You know world functioned for thousands of years without these, right? And making switch to oral law and deals would happen inevitably and quickly, especially in USA and their old laws/precedent fetish?
Contract? Please, even in real world there are mechanisms to shut up shareholders or kick them out of ownership (squeeze out, for one). Doubly so in the world where suddenly all checks to big money power are gone.
That'S why coorporations were created under corporate law - because having a business with more than one owner was a clusterfuck under civil law - and all former corporations will now experience this pain, multiplied by millions. Every little decision will have to be approved by ALL shareholders, or it can be stopped by the ones against it, by going to court. It only needs a single share to block everthing, if you want to.

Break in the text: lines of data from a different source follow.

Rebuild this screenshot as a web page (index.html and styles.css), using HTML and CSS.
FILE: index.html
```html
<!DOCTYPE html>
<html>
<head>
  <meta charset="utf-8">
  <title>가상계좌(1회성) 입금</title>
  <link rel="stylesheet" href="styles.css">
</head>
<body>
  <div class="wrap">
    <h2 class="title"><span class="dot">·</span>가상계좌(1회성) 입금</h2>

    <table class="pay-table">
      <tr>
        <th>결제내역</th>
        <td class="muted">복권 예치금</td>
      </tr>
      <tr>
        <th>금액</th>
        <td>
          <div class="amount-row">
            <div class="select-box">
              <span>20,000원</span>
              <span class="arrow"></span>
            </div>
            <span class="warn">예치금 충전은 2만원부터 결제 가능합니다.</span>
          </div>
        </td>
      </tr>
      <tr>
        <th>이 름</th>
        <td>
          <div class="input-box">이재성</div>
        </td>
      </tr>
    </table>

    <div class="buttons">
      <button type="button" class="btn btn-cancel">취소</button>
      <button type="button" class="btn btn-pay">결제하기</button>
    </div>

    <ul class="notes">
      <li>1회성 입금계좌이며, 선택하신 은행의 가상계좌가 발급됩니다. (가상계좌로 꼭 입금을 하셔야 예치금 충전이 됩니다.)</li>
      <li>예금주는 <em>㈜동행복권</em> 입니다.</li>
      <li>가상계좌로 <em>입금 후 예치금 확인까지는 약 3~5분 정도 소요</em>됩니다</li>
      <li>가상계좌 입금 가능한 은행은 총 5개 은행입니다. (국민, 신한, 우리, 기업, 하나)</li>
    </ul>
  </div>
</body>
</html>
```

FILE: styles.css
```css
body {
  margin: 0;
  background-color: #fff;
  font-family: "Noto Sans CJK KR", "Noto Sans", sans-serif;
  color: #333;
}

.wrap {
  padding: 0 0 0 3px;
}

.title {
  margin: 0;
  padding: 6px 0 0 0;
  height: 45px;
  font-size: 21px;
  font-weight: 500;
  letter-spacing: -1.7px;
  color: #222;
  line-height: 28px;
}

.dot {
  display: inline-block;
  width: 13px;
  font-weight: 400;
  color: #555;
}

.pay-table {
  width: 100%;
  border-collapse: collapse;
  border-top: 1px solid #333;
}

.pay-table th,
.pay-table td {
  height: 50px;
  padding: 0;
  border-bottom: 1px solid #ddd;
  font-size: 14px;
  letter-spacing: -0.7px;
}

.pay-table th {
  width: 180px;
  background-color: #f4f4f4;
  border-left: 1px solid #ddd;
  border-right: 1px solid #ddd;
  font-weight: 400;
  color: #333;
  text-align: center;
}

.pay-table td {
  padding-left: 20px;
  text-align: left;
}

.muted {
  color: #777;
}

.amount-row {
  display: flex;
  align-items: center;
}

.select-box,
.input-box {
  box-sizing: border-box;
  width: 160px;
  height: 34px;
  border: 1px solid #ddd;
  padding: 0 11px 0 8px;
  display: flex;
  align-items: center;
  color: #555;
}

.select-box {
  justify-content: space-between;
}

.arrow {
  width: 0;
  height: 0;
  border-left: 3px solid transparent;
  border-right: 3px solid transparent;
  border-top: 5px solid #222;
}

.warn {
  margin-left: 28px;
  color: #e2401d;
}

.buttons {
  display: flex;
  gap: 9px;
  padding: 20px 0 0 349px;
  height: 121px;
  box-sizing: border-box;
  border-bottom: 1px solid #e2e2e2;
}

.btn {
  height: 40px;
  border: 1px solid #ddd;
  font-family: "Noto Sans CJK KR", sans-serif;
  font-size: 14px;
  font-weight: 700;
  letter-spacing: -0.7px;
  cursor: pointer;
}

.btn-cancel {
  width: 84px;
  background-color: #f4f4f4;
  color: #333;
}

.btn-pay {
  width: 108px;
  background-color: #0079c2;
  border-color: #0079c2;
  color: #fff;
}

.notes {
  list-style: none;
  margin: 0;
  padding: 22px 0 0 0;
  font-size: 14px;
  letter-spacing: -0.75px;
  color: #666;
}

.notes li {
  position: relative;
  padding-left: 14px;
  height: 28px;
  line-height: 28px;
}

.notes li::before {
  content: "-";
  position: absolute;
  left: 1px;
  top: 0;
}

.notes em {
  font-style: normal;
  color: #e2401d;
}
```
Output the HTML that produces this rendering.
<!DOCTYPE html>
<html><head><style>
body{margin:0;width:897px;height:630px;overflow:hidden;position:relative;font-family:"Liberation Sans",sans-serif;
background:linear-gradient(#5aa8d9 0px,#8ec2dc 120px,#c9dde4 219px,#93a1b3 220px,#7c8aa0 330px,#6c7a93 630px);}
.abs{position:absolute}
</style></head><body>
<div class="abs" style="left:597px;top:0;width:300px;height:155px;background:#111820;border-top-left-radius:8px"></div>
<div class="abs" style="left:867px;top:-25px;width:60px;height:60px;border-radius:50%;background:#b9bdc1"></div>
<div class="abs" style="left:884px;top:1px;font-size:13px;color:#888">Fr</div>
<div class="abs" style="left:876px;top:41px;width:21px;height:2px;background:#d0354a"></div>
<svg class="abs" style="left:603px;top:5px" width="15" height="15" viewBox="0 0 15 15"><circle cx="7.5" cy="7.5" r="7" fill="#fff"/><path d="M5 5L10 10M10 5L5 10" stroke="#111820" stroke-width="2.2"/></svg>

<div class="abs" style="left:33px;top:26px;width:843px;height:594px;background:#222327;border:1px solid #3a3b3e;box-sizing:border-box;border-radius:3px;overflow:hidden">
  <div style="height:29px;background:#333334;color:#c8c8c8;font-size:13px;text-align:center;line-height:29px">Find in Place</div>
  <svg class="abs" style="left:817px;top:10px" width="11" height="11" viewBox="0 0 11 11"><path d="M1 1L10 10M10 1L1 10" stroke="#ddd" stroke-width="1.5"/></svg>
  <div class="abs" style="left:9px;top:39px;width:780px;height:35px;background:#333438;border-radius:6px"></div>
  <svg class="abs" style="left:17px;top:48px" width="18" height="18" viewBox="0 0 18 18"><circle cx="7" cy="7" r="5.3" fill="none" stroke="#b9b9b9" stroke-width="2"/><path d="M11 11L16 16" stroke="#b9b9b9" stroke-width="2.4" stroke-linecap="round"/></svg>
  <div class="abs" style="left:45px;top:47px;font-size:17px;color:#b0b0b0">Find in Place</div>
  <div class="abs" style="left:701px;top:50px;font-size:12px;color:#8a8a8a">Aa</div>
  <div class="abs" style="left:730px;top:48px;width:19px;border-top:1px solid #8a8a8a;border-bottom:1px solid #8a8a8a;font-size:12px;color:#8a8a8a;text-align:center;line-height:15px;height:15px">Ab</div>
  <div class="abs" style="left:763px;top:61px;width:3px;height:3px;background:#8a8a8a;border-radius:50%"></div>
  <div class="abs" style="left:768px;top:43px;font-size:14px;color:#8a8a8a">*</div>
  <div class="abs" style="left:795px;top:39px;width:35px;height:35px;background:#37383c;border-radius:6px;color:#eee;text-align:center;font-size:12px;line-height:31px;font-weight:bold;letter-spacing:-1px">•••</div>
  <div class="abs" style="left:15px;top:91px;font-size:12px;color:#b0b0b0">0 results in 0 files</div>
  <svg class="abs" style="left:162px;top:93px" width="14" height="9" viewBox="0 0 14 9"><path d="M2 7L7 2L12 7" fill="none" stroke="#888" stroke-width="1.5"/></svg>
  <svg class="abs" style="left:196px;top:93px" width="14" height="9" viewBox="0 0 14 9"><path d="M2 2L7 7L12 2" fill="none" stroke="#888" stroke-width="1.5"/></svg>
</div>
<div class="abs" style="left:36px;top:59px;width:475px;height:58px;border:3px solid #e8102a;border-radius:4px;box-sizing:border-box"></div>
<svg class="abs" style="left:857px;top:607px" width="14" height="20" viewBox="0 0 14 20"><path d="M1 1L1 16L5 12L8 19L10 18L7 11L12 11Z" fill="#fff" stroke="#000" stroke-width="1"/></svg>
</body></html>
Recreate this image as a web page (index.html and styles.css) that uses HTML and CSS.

I see nothing in OP stating Q will also take over the courts as this would need to happen for the people on top even bothering to listen to small shareholders. Compulsory buyout would be best thing they could count on, IMHO.
Courts will be swamped, and layers will be in heaven, laughing all the way to the bank while they 'help' various shareholders fight each other in court, slowly draining all funds from the former corporations.
Uh, and who is going to provide unlimited funds to pay for all that? Corporation will quickly and simply win by knockout (opponent running out of money). Again, I see nothing in OP stating Q gave courts all these magical powers.
Also, since police is now impoverished or swamped with million of new tasks, corporations can do simply what they already did in real life thousands of times - hire hitmen to clean the problem. See "Banana Republics".
Your idea of what corporations would do to people ignore all these facts. You are thinking about a scenario where only the unwanted regulations cease to exist. If ALL regulations cease to exist, it will destroy economy, instantly.
Oh, now you're catching on. Since no one is enforcing them, unwanted regulations die. Wanted regulations are kept alive by big companies who now enforce them as they're now biggest fish in pond. That's how anarchy always ends - someone big grabs society by the face and forces it to knell.